Qual è l'atteggiamento degli enti pubblici?

«Mi occupo di Reggio dal 1997, su incarico della Regione. Io credo che ci sia la consapevolezza di questa situazione da parte del Comune e della Regione. Lo studio della realtà concreta è quanto di più importante esista: se si colpevolizza una comunità ci si mette contro questa intera comunità. Bisogna capire che ci sono alcune persone che formano la 'ndrangheta, ma non bisogna banalizzare la questione pensando ci siano dei banditi con i fucili e le pistole. Il fenomeno si combatte comprendendolo: la penetrazione nell'economia, nel commercio, nel settore del trasporto, del divertimento, i videopoker, i locali notturni, gli ipermercati, ecco, analizzando queste situazioni si capisce che non è “una cosa” che hanno in mano quattro cutresi».

In che rapporto è la lotta alla mafia con l'integrazione delle diverse comunità a Reggio?

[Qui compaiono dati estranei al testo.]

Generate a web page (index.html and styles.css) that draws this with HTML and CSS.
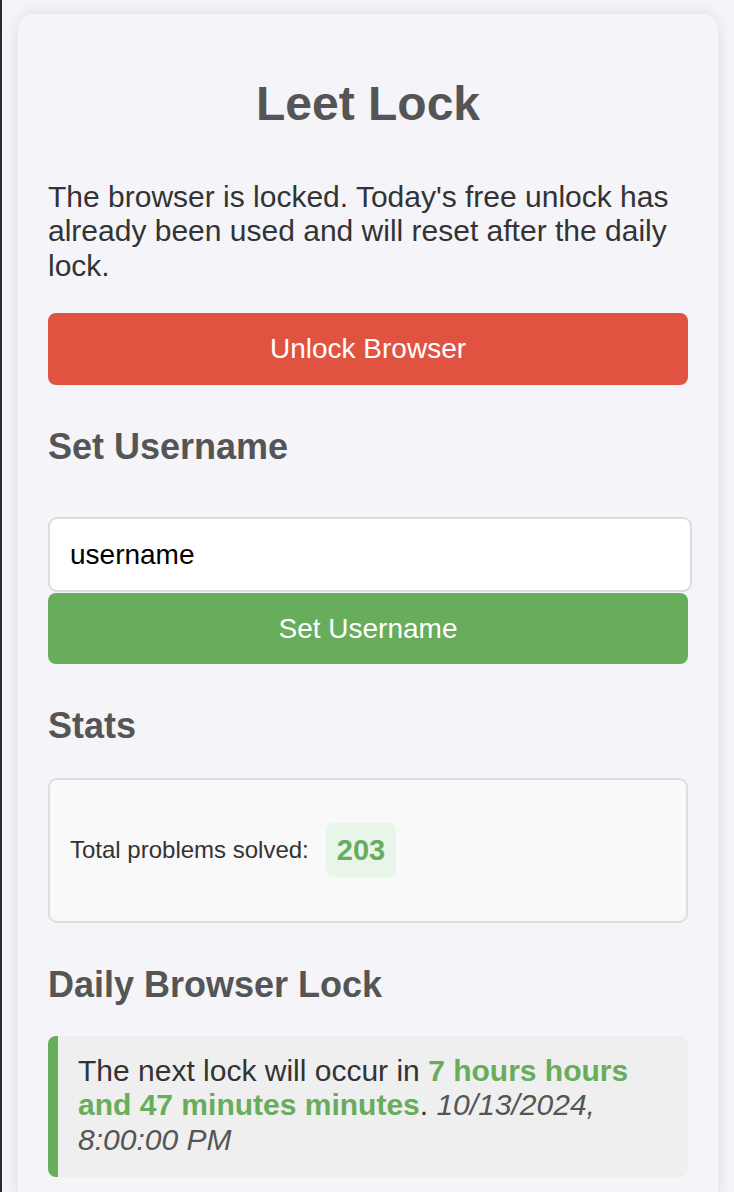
FILE: index.html
```html
<!DOCTYPE html>
<html lang="en">
<head>
<meta charset="utf-8">
<title>Leet Lock</title>
<link rel="stylesheet" href="styles.css">
</head>
<body>
<div class="edge"></div>
<main class="card">
  <h1 class="title">Leet Lock</h1>
  <p class="status">The browser is locked. Today's free unlock has already been used and will reset after the daily lock.</p>
  <button class="btn btn-red" type="button">Unlock Browser</button>

  <h2 class="section">Set Username</h2>
  <input class="field" type="text" value="username">
  <button class="btn btn-green" type="button">Set Username</button>

  <h2 class="section">Stats</h2>
  <div class="stats">
    <span class="stats-label">Total problems solved:</span>
    <span class="badge">203</span>
  </div>

  <h2 class="section">Daily Browser Lock</h2>
  <div class="lockinfo">The next lock will occur in <strong class="hl">7 hours hours and 47 minutes minutes</strong>. <em class="date">10/13/2024, 8:00:00 PM</em></div>
</main>
</body>
</html>
```
FILE: styles.css
```css
html, body {
  margin: 0;
  padding: 0;
  background: #f4f4f9;
  font-family: "Liberation Sans", Arial, Helvetica, sans-serif;
  color: #333;
  overflow: hidden;
}
body {
  display: flex;
  height: 1192px;
}
.edge {
  width: 2px;
  flex: 0 0 2px;
  background: #2c2c2e;
}
.card {
  margin: 14px 0 0 16px;
  width: 700px;
  box-sizing: border-box;
  padding: 30px;
  background: #f4f4f9;
  border-radius: 16px;
  box-shadow: 0 0 16px rgba(0, 0, 0, 0.10);
  align-self: flex-start;
}
.title {
  margin: 32px 0 0;
  font-size: 48px;
  line-height: 55px;
  font-weight: bold;
  text-align: center;
  color: #555;
}
.status {
  margin: 49px 0 30px;
  font-size: 30px;
  line-height: 34.3px;
  color: #333;
}
.btn {
  display: block;
  width: 100%;
  height: 72px;
  border: none;
  border-radius: 8px;
  color: #fff;
  font-family: "Liberation Sans", Arial, Helvetica, sans-serif;
  font-size: 28px;
  padding: 0;
}
.btn-red { background: #e05341; }
.btn-green { background: #67ad5b; height: 71px; }
.section {
  margin: 41px 0 31px;
  font-size: 36px;
  line-height: 41.4px;
  font-weight: bold;
  color: #555;
}
.field {
  display: block;
  box-sizing: border-box;
  width: calc(100% + 4px);
  height: 75px;
  margin: 50px 0 1px;
  padding: 0 20px;
  border: 2px solid #dcdcdc;
  border-radius: 9px;
  background: #fff;
  font-family: "Liberation Sans", Arial, Helvetica, sans-serif;
  font-size: 28px;
  color: #000;
  outline: none;
}
.stats {
  display: flex;
  align-items: center;
  gap: 17px;
  padding: 43.5px 20px;
  background: #f9f9f9;
  border: 2px solid #dddddd;
  border-radius: 9px;
}
.stats-label {
  font-size: 24px;
  color: #333;
}
.badge {
  padding: 10px 11px;
  background: #e8f5e9;
  border-radius: 7px;
  color: #67ad5b;
  font-weight: bold;
  font-size: 29px;
  line-height: 34px;
}
.lockinfo {
  padding: 18px 20px 20px 20px;
  background: #efeff0;
  border-left: 10px solid #67ad5b;
  border-radius: 8px;
  font-size: 30px;
  line-height: 34.3px;
  color: #333;
}
.hl {
  color: #67ad5b;
  font-weight: bold;
}
.date {
  font-style: italic;
  color: #555;
}
```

«Uno degli uomini di Dragone una volta gli ha detto, rispondendo alla sua richiesta di andare a riscuotere il pizzo da un imprenditore: "Con questo non funziona perché ormai la pensa alla reggiana…", e infatti questo lo ha poi denunciato ed è stato uno degli elementi di testimonianza al processo. Ciò dimostra che se si ha una capacità di accoglienza, quando non respingono le persone, queste si integrano, al punto che non si distingue più se un cittadino è originario di Cutro o di Reggio. Questo riguarda anche gli stranieri. Racconto sempre una mia esperienza: quando ero a Torino all'università vidi come tutti i meridionali furono collocati nei casermoni allora in costruzione in periferia, isolandoli e favorendo la loro convivenza con gli elementi della malavita. Evitare di isolare le comunità rappresenta la scelta migliore per la sicurezza cittadina».